5. The Results: How Good is the New Clock?
The author ran thousands of computer simulations to see how well this works.
- The Good News: If we look at a nearby, massive cluster (like 47 Tuc), we can determine its age with an error margin of less than 0.2 billion years (200 million years). That is incredibly precise for something 13 billion years old!
- The Catch (Systematic Errors): Just like the old method, this new method has its own "bent rulers."
- Chemical Soup: Star clusters often have stars with different chemical recipes (like some students having different diets). This changes how fast they cool.
- Binary Stars: Sometimes two brown dwarfs are hugging each other (orbiting), making them look brighter and younger than they really are.
- Metallicity: If our models of how brown dwarfs cool are slightly wrong, our age estimate will be off.
However, the best part is that these errors are different from the errors in the old method.

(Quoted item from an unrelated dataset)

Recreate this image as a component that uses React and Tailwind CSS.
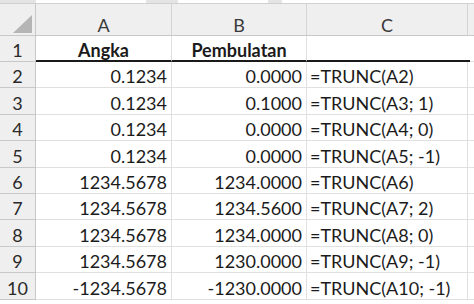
const rows = [
  ["1", "Angka", "Pembulatan", ""],
  ["2", "0.1234", "0.0000", "=TRUNC(A2)"],
  ["3", "0.1234", "0.1000", "=TRUNC(A3; 1)"],
  ["4", "0.1234", "0.0000", "=TRUNC(A4; 0)"],
  ["5", "0.1234", "0.0000", "=TRUNC(A5; -1)"],
  ["6", "1234.5678", "1234.0000", "=TRUNC(A6)"],
  ["7", "1234.5678", "1234.5600", "=TRUNC(A7; 2)"],
  ["8", "1234.5678", "1234.0000", "=TRUNC(A8; 0)"],
  ["9", "1234.5678", "1230.0000", "=TRUNC(A9; -1)"],
  ["10", "-1234.5678", "-1230.0000", "=TRUNC(A10; -1)"],
];

const heights = ["h-[26px]", "h-[26px]", "h-[27px]", "h-[26px]", "h-[27px]", "h-[26px]", "h-[26px]", "h-[27px]", "h-[26px]", "h-[27px]"];

export default function App() {
  return (
    <div
      className="w-[474px] h-[304px] overflow-hidden bg-white text-[#1b1b1b]"
      style={{ fontFamily: "Lato, 'Liberation Sans', sans-serif" }}
    >
      {/* remnant of the formula bar */}
      <div className="h-[4px] flex bg-[#e4e4e4] border-b border-[#d0d0d0]">
        <div className="w-[36px]" />
        <div className="w-[110px] bg-white" />
        <div className="w-[32px]" />
        <div className="w-[90px] bg-white" />
        <div className="w-[14px]" />
        <div className="flex-1 bg-white" />
      </div>

      {/* column headers */}
      <div className="h-[32px] flex bg-[#efefef] border-b border-[#c8c8c8] text-[#3a3a3a] text-[18px] leading-[18px]">
        <div className="w-[36px] shrink-0 border-r border-[#c8c8c8] relative">
          <svg className="absolute left-[13px] top-[11px]" width="19" height="18" viewBox="0 0 19 18">
            <polygon points="19,0 19,18 0,18" fill="#b5b5b5" />
          </svg>
        </div>
        <div className="w-[136px] shrink-0 border-r border-[#d4d4d4] flex items-end justify-center pb-[1px]">A</div>
        <div className="w-[135px] shrink-0 border-r border-[#d4d4d4] flex items-end justify-center pb-[1px]">B</div>
        <div className="w-[161px] shrink-0 border-r border-[#d4d4d4] flex items-end justify-center pb-[1px]">C</div>
        <div className="flex-1" />
      </div>

      {rows.map((r, i) => (
        <div key={r[0]} className={`flex text-[18px] leading-[18px] ${heights[i]}`}>
          <div className="w-[36px] shrink-0 bg-[#efefef] border-r border-b border-[#c8c8c8] flex items-end justify-center pb-[2px] text-[#2a2a2a]">
            {r[0]}
          </div>
          {i === 0 ? (
            <>
              <div className="w-[136px] shrink-0 border-r border-[#e0e0e0] border-b-2 border-b-[#1a1a1a] flex items-end justify-center pb-[1px] font-bold">
                {r[1]}
              </div>
              <div className="w-[135px] shrink-0 border-r border-[#e0e0e0] border-b-2 border-b-[#1a1a1a] flex items-end justify-center pb-[1px] font-bold">
                {r[2]}
              </div>
              <div className="w-[163px] shrink-0 border-b-2 border-b-[#1a1a1a]" />
            </>
          ) : (
            <>
              <div className="w-[136px] shrink-0 border-r border-b border-[#e0e0e0] flex items-end justify-end pr-[4px] pb-[2px]">
                {r[1]}
              </div>
              <div className="w-[135px] shrink-0 border-r border-b border-[#e0e0e0] flex items-end justify-end pr-[4px] pb-[2px]">
                {r[2]}
              </div>
              <div className="w-[161px] shrink-0 border-r border-b border-[#e0e0e0] flex items-end pl-[3px] pb-[2px] whitespace-nowrap">
                {r[3]}
              </div>
            </>
          )}
          <div className="flex-1 border-b border-[#e0e0e0]" />
        </div>
      ))}
    </div>
  );
}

- The Analogy: If you measure a room with a tape measure that is stretched, and then measure it again with a laser that is slightly misaligned, the errors won't match up. By comparing the two results, you can figure out which one is closer to the truth and fix the "bent ruler."
6. The Takeaway
This paper is a "user manual" for a new way to time-travel.
- It tells us how long we need to stare at the sky with JWST to get a good answer.
- It tells us which star clusters are the best targets (the nearby, massive ones).
- It provides a lookup table so other astronomers can plan their observations.
In summary: We have been trying to date the oldest things in the universe using a method that has been stuck in a rut. This paper says, "Let's look at the faint, cooling leftovers of star formation instead." It's a fresh perspective that, when combined with the old methods, will finally let us write the accurate history book of our galaxy.